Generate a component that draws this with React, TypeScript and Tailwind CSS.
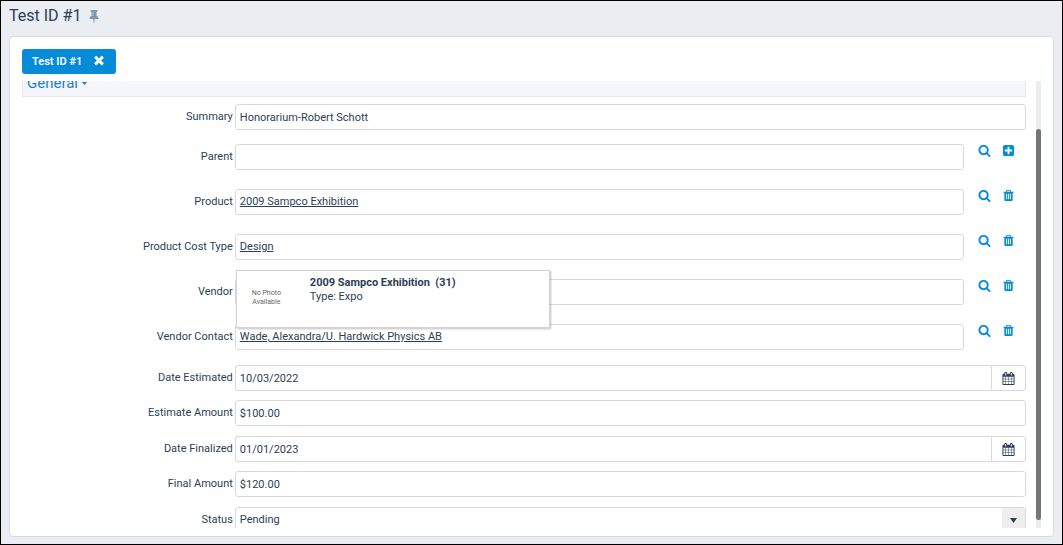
import { useLayoutEffect, useRef, useState } from 'react';
import type { ReactNode } from 'react';

const icons = {
  search:
    'M1216 832q0-185-131.5-316.5t-316.5-131.5-316.5 131.5-131.5 316.5 131.5 316.5 316.5 131.5 316.5-131.5 131.5-316.5zm512 832q0 52-38 90t-90 38q-54 0-90-38l-343-342q-179 124-399 124-143 0-273.5-55.5t-225-150-150-225-55.5-273.5 55.5-273.5 150-225 225-150 273.5-55.5 273.5 55.5 225 150 150 225 55.5 273.5q0 220-124 399l343 343q37 37 37 90z',
  trash:
    'M704 1376v-704q0-14-9-23t-23-9h-64q-14 0-23 9t-9 23v704q0 14 9 23t23 9h64q14 0 23-9t9-23zm256 0v-704q0-14-9-23t-23-9h-64q-14 0-23 9t-9 23v704q0 14 9 23t23 9h64q14 0 23-9t9-23zm256 0v-704q0-14-9-23t-23-9h-64q-14 0-23 9t-9 23v704q0 14 9 23t23 9h64q14 0 23-9t9-23zm-544-992h448l-48-117q-7-9-17-11h-317q-10 2-17 11zm928 32v64q0 14-9 23t-23 9h-96v948q0 83-47 143.5t-113 60.5h-832q-66 0-113-58.5t-47-141.5v-952h-96q-14 0-23-9t-9-23v-64q0-14 9-23t23-9h309l70-167q15-37 54-63t79-26h320q40 0 79 26t54 63l70 167h309q14 0 23 9t9 23z',
  plus:
    'M1408 960v-128q0-26-19-45t-45-19h-320v-320q0-26-19-45t-45-19h-128q-26 0-45 19t-19 45v320h-320q-26 0-45 19t-19 45v128q0 26 19 45t45 19h320v320q0 26 19 45t45 19h128q26 0 45-19t19-45v-320h320q26 0 45-19t19-45zm256-544v960q0 119-84.5 203.5t-203.5 84.5h-960q-119 0-203.5-84.5t-84.5-203.5v-960q0-119 84.5-203.5t203.5-84.5h960q119 0 203.5 84.5t84.5 203.5z',
  close:
    'M1490 1322q0 40-28 68l-136 136q-28 28-68 28t-68-28l-294-294-294 294q-28 28-68 28t-68-28l-136-136q-28-28-28-68t28-68l294-294-294-294q-28-28-28-68t28-68l136-136q28-28 68-28t68 28l294 294 294-294q28-28 68-28t68 28l136 136q28 28 28 68t-28 68l-294 294 294 294q28 28 28 68z',
  calendar:
    'M192 1664h288v-288h-288v288zm352 0h320v-288h-320v288zm-352-352h288v-320h-288v320zm352 0h320v-320h-320v320zm-352-384h288v-288h-288v288zm736 736h320v-288h-320v288zm-384-736h320v-288h-320v288zm768 736h288v-288h-288v288zm-384-352h320v-320h-320v320zm-352-864v-288q0-13-9.5-22.5t-22.5-9.5h-64q-13 0-22.5 9.5t-9.5 22.5v288q0 13 9.5 22.5t22.5 9.5h64q13 0 22.5-9.5t9.5-22.5zm736 864h288v-320h-288v320zm-384-384h320v-288h-320v288zm384 0h288v-288h-288v288zm32-480v-288q0-13-9.5-22.5t-22.5-9.5h-64q-13 0-22.5 9.5t-9.5 22.5v288q0 13 9.5 22.5t22.5 9.5h64q13 0 22.5-9.5t9.5-22.5zm384-64v1280q0 52-38 90t-90 38h-1408q-52 0-90-38t-38-90v-1280q0-52 38-90t90-38h128v-96q0-66 47-113t113-47h64q66 0 113 47t47 113v96h384v-96q0-66 47-113t113-47h64q66 0 113 47t47 113v96h128q52 0 90 38t38 90z',
  pin:
    'M800 864v-448q0-14-9-23t-23-9-23 9-9 23v448q0 14 9 23t23 9 23-9 9-23zm672 352q0 26-19 45t-45 19h-429l-51 483q-2 12-10.5 20.5t-20.5 8.5h-1q-27 0-32-27l-76-485h-404q-26 0-45-19t-19-45q0-123 78.5-221.5t177.5-98.5v-512q-52 0-90-38t-38-90 38-90 90-38h640q52 0 90 38t38 90-38 90-90 38v512q99 0 177.5 98.5t78.5 221.5z',
};

function Icon({ name, className = 'w-3.5 h-3.5' }: { name: keyof typeof icons; className?: string }) {
  return (
    <svg className={`shrink-0 ${className}`} viewBox="0 0 1792 1792" fill="currentColor" aria-hidden="true">
      <path d={icons[name]} />
    </svg>
  );
}

const box = 'w-full h-[26px] px-1 bg-white border border-[#d9d9d9] rounded-[3px] focus:outline-none';

function Row({ id, label, className, children }: { id: string; label: string; className: string; children: ReactNode }) {
  return (
    <div className={`flex items-start ${className}`}>
      <label htmlFor={id} className="w-[21%] shrink-0 leading-[26px] text-right">
        {label}
      </label>
      <div className="flex flex-1 min-w-0 ml-0.5">{children}</div>
    </div>
  );
}

function TextRow({ id, label, initial }: { id: string; label: string; initial: string }) {
  return (
    <Row id={id} label={label} className="h-[27px]">
      <input id={id} type="text" defaultValue={initial} className={box} />
    </Row>
  );
}

function DateRow({ id, label, initial }: { id: string; label: string; initial: string }) {
  return (
    <Row id={id} label={label} className="h-[26px]">
      <input
        id={id}
        type="text"
        defaultValue={initial}
        className="flex-1 min-w-0 h-[26px] px-1 bg-white border border-r-0 border-[#d9d9d9] rounded-l-[3px] focus:outline-none"
      />
      <button
        type="button"
        aria-label={`Pick ${label}`}
        className="flex items-center justify-center w-[35px] h-[26px] bg-white border border-[#d9d9d9] rounded-r-[3px]"
      >
        <Icon name="calendar" className="w-[13px] h-[13px]" />
      </button>
    </Row>
  );
}

interface LookupRowProps {
  id: string;
  label: string;
  value?: string;
  canClear?: boolean;
  children?: ReactNode;
}

function LookupRow({ id, label, value, canClear = true, children }: LookupRowProps) {
  return (
    <Row id={id} label={label} className="h-[26px]">
      <div className="relative flex-1 min-w-0">
        {value ? (
          <div className={`${box} leading-6`}>
            <a id={id} href="#record" className="underline underline-offset-1">
              {value}
            </a>
          </div>
        ) : (
          <input id={id} type="text" className={box} />
        )}
        {children}
      </div>
      <div className="flex items-start gap-[11px] pl-3.5 pr-[11px] text-[#058bd8]">
        <button type="button" aria-label={`Search ${label}`}>
          <Icon name="search" className="w-[13px] h-[13px]" />
        </button>
        <button type="button" aria-label={canClear ? `Clear ${label}` : `Add ${label}`}>
          <Icon name={canClear ? 'trash' : 'plus'} className="w-[13px] h-[13px]" />
        </button>
      </div>
    </Row>
  );
}

function RecordPreview() {
  return (
    <div className="absolute left-px top-[81px] z-10 flex w-[314px] h-[58px] bg-white border border-[#d3d3d3] shadow-[1px_1px_2px_rgba(0,0,0,0.25)]">
      <div className="w-[59px] pt-[18px] text-[7px] leading-[9px] text-center text-[#666]">
        No Photo
        <br />
        Available
      </div>
      <div className="pl-3.5 pt-[5px] leading-[14px]">
        <div className="font-bold">
          2009 Sampco Exhibition&nbsp; (31)
        </div>
        <div>Type: Expo</div>
      </div>
    </div>
  );
}

export default function App() {
  const scroller = useRef<HTMLDivElement>(null);
  const [thumb, setThumb] = useState({ top: 0, height: 100 });

  const updateThumb = () => {
    const el = scroller.current;
    if (!el) return;
    setThumb({
      top: (el.scrollTop / el.scrollHeight) * 100,
      height: (el.clientHeight / el.scrollHeight) * 100,
    });
  };

  useLayoutEffect(() => {
    if (scroller.current) scroller.current.scrollTop = 55;
    updateThumb();
  }, []);

  return (
    <div className="flex flex-col h-screen px-2 pb-[7px] bg-[#eaedf2] border border-black font-[Roboto,sans-serif] text-[11px] text-[#2b3f56]">
      <header className="flex items-center gap-1.5 h-[35px] pb-1.5">
        <h1 className="text-base">Test ID #1</h1>
        <button type="button" aria-label="Pin" className="text-[#7f97ad]">
          <Icon name="pin" />
        </button>
      </header>

      <main className="flex flex-col flex-1 min-h-0 px-3 pt-3 pb-2 bg-white border border-[#d8dce0] rounded">
        {/* Open record tab */}
        <div className="flex items-center self-start gap-2.5 h-[25px] px-2.5 mb-[7px] bg-[#058bd8] rounded-[3px] text-white font-semibold leading-[17px]">
          <span>Test ID #1</span>
          <button type="button" aria-label="Close tab" className="pb-1">
            <Icon name="close" />
          </button>
        </div>

        <div className="flex flex-1 min-h-0 gap-2.5">
          <div ref={scroller} onScroll={updateThumb} className="flex-1 min-w-0 overflow-y-auto [scrollbar-width:none]">
            <form className="pt-[43px] pb-1">
              <h2 className="flex items-center gap-1 h-7 pl-1 bg-[#f5f6fb] border border-[#e6e8ec] text-[15px] text-[#1c7fd0]">
                General
                <svg className="w-[5px] h-[3px]" viewBox="0 0 5 3" fill="currentColor" aria-hidden="true">
                  <path d="M0 0h5L2.5 3z" />
                </svg>
              </h2>

              <div className="pt-[7px]">
                <TextRow id="summary" label="Summary" initial="Honorarium-Robert Schott" />
              </div>

              {/* Lookup fields */}
              <div className="flex flex-col gap-[19px] pt-[13px] pb-[15px]">
                <LookupRow id="parent" label="Parent" canClear={false} />
                <LookupRow id="product" label="Product" value="2009 Sampco Exhibition">
                  <RecordPreview />
                </LookupRow>
                <LookupRow id="cost-type" label="Product Cost Type" value="Design" />
                <LookupRow id="vendor" label="Vendor" />
                <LookupRow id="vendor-contact" label="Vendor Contact" value="Wade, Alexandra/U. Hardwick Physics AB" />
              </div>

              <div className="flex flex-col gap-[9px]">
                <DateRow id="date-estimated" label="Date Estimated" initial="10/03/2022" />
                <TextRow id="estimate-amount" label="Estimate Amount" initial="$100.00" />
                <DateRow id="date-finalized" label="Date Finalized" initial="01/01/2023" />
                <TextRow id="final-amount" label="Final Amount" initial="$120.00" />
                <Row id="status" label="Status" className="h-[26px]">
                  <div className="relative flex-1">
                    <select id="status" className={`${box} appearance-none`}>
                      <option>Pending</option>
                    </select>
                    <span className="absolute inset-y-px right-px flex items-center justify-center w-[23px] bg-[#eee] pointer-events-none">
                      <svg className="w-[7px] h-[5px]" viewBox="0 0 7 5" fill="currentColor" aria-hidden="true">
                        <path d="M0 0h7L3.5 5z" />
                      </svg>
                    </span>
                  </div>
                </Row>
              </div>
            </form>
          </div>

          {/* Scroll track */}
          <div className="w-[5px] bg-[#ececec]">
            <div className="relative bg-[#757575] rounded-sm" style={{ top: `${thumb.top}%`, height: `${thumb.height}%` }} />
          </div>
        </div>
      </main>
    </div>
  );
}
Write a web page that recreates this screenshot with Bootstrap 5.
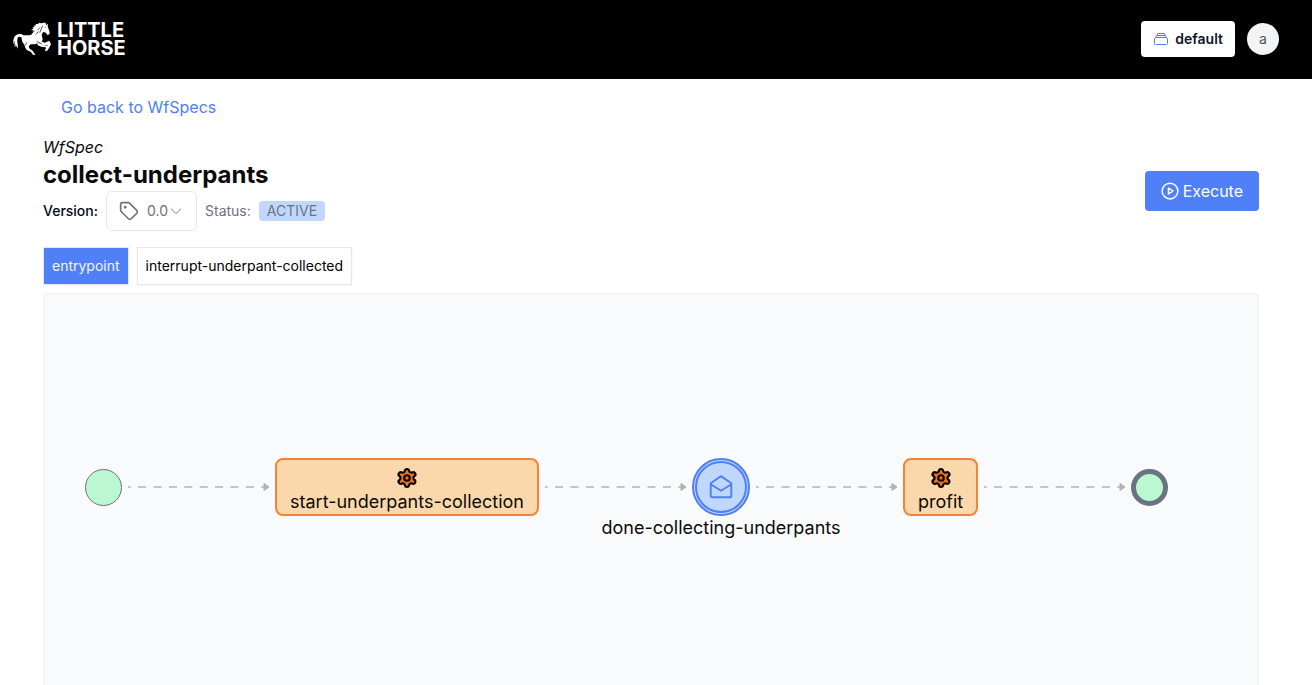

□ □ □ □ □ □ □

* EXERCISE BRIEF: Search the data above for the word "with", then gather each line in which it appears.

* EXERCISE SOLUTION:
Generate a component that draws this with React, TypeScript and Tailwind CSS.
Write a web page that recreates this screenshot with Bootstrap 5.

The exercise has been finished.